Lefty’s room was next to Sonny’s. Lefty was lying on the bed watching TV. Rossi got on the phone as instructed. I was standing in the doorway.
Sonny and Trafficante came walking by. Sonny motioned for me to come into his room. Inside, he introduced me.
“Donnie, this is Santo. Santo, Donnie.” Santo looked at me with narrow eyes through thick glasses. I shook hands with my second Mafia boss.
15
DRUGS AND GUNS
Sonny wanted me to come to New York to update him on all the various rackets we supposedly had under way—bingo, numbers, gambling. I went to his neighborhood for the first time.

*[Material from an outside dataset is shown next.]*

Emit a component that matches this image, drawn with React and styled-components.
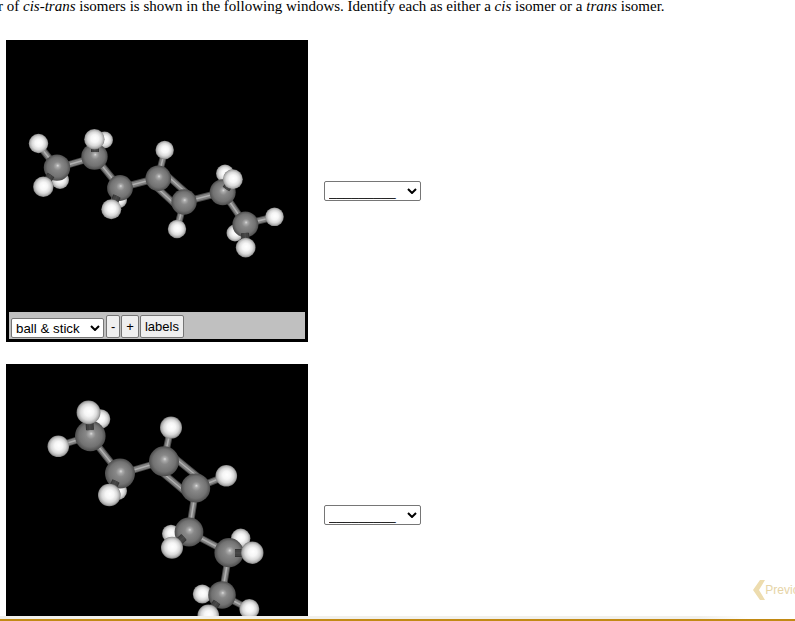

The Withers Italian-American War Veterans Club, Inc., Sonny’s private social club, was at 415 Graham Avenue, at the corner of Graham and Withers Street in the Greenpoint section of Brooklyn. The neighborhood was quiet, safe, and clean, mostly small shops and storefront businesses in two-story or three-story apartment buildings. It was similar to the neighborhood in the Bensonhurst section to the south, where I had been involved four years earlier with Jilly’s crew and the Colombos. One of the main similarities was that both neighborhoods gave you the feeling that outsiders would be noticed quickly.
The Withers club had a big front room with a small bar and a few card tables, and a back room with a desk, telephones, a sink, and the men’s room.
Diagonally across the intersection, at 420 Graham Street, was the Motion Lounge, another private hangout for Sonny and his crew. There was no sign at the front door. The exterior wall of the club was covered with fake fieldstone siding. The upper floor of the three-story building was sheathed with brown shingles. In the front room of the lounge was the bar, a large-screen projection TV, a pinball machine, a couple of tables. Behind the bar was a big tank of tropical fish. In the back room was a small stage, a pool table, a jukebox, a few card tables. A kitchen was off the back room.
As it was with the clubs in Little Italy, the wiseguys in Sonny’s crew lounged around inside and outside during the summer. Their cars—mostly Cadillacs—were parked and double-parked on the block.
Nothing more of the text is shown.